Realtors’ associations are accustomed to tracking and influencing impending state legislation, but several southern Connecticut associations are getting local. The Old Saybrook-based Mid-Shore Association of Realtors, the Norwich-based Eastern Connecticut Association of Realtors and the New Haven Association of Realtors are starting to pay more attention to municipal issues in their areas and have hired some experts to help.

The three associations have hired Evans & Assoc., a Hartford-based government affairs consulting firm, to monitor any changes that could affect property rights in their areas.

The Eastern Connecticut Association and the Mid-Shore Association decided to implement the program upon the suggestion of the National Association of Realtors, according to Eastern Connecticut Association of Realtors Executive Vice President John Bolduc.

The municipal affairs program uses a two-pronged approach, Bolduc said. It is designed to be reactive if a zoning regulation is proposed that could have a negative effect on property rights, and proactive by educating town planning and zoning commissions about smart-growth practices.

The associations and Evans & Assoc. started to monitor towns’ activities at the beginning of this year, Bolduc said.

“We’ve been all over the place,” he said.

The groups have done work in a number of communities, including Stonington, in which Bolduc said he has found a source of pride. The associations, along with Evans & Assoc., gave input while Stonington was implementing its plan of conservation and development, Bolduc said.

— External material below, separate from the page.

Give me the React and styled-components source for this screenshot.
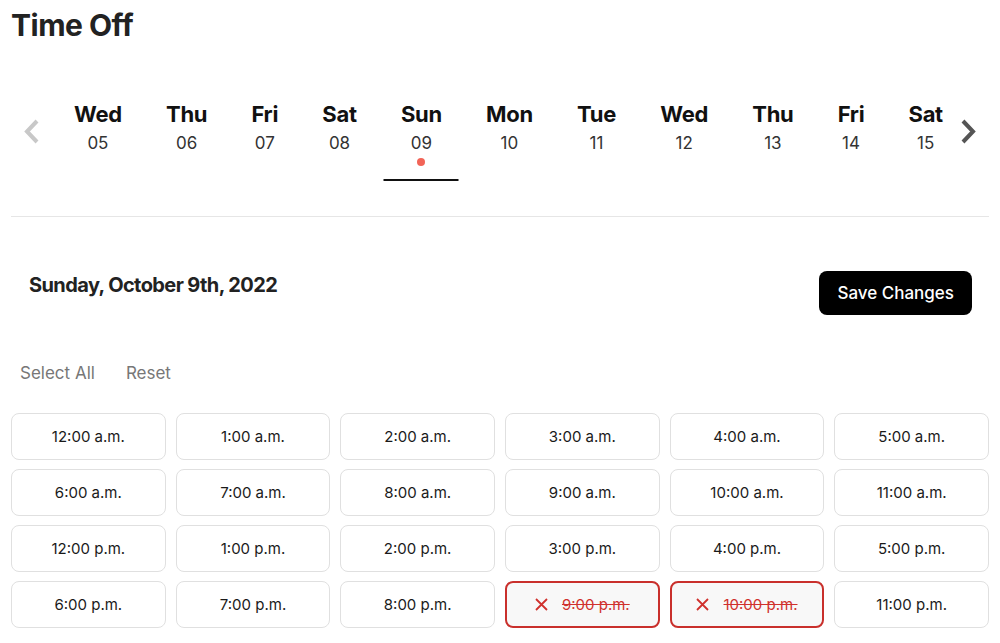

“[The community] welcomed our input,” he said.

The plan is not fully approved yet, but Bolduc is glad the Realtors made their voices heard.

“[Stonington is] at least aware of our concerns,” he said.

David Evans of Evans & Assoc. has been monitoring some of the towns’ activities and pushing for smart-growth solutions during a time when many municipalities are seeking to stunt growth by raising the requirements for minimum lot size, or the minimum size a piece of land can be in order for its owner to build a home there.

“It’s the whole idea of smart growth,” Evans noted.

A Larger Scope

Many towns – especially those on and near the Connecticut Shoreline – have tried to raise minimum lot sizes, at least in some parts of town. One town currently seeking to do that is Clinton, where three areas of the municipality could change. One area could go from a minimum lot size of a little less than half an acre to one of slightly under an acre. Another could go from less than half an acre to 2.75 acres, according to Planning and Zoning Clerk Julie Pudem. It would affect 115 properties, she said.

Such thinking does not promote smart growth, Evans said. That kind of zoning can lead to the construction of less affordable housing in an area where it’s already in short supply, and bigger lots usually mean bigger houses, he said. Although the ramifications of having fewer affordable homes in a community may not be immediately obvious, they become so after people realize that young adults who grew up in a town can no longer afford to live there, Evans added.

“It’s counterproductive,” he said.

In particular, such zoning affects owners of large tracts of land. Some may intend to carve out a piece of land for a son or daughter when they are ready to build a house, but new zoning often can prevent that, Evans said.

High-acre minimum lot sizes also can affect landowners who want to sell their land at a later date, said Mike Sexton, vice president at H. Pearce Real Estate Co.’s Branford office and the Connecticut Association of Realtors’ vice chairman of legislative affairs. That can sometimes lead to the landowners selling their property right away, Sexton said.

The continued monitoring of local governments is important for Realtors and for the protection of people’s property rights, Sexton said. In some matters, such as issues pertaining to minimum lot size, the decisions rest with local boards.

“The state’s done all [it] can do,” Sexton said.

The cooperation of the Eastern and Mid-Shore associations also makes it possible to look at issues on a more regional basis, something that is difficult to do after the abolishment of most county government, Evans said. That regional focus can give the associations a larger scope when it comes to property rights in southern Connecticut.

Evans and the associations also educate town governments about smart-growth strategies. They are holding a series of sessions on smart growth on Sept. 17 in Norwich. The $10 sessions are geared toward decision makers in area towns.

“We’ve been suggesting more smart growth,” Evans said.

One strategy that towns can use to promote smart growth and help eliminate sprawl while still advocating for affordable housing is the practice of grouping homes.

“It would be better to bunch or group homes in one area,” he said.

That practice could allow for more open space for all residents to enjoy, rather than having houses spread far apart on large lots, he noted.

“We’re just offering suggestions,” Evans said.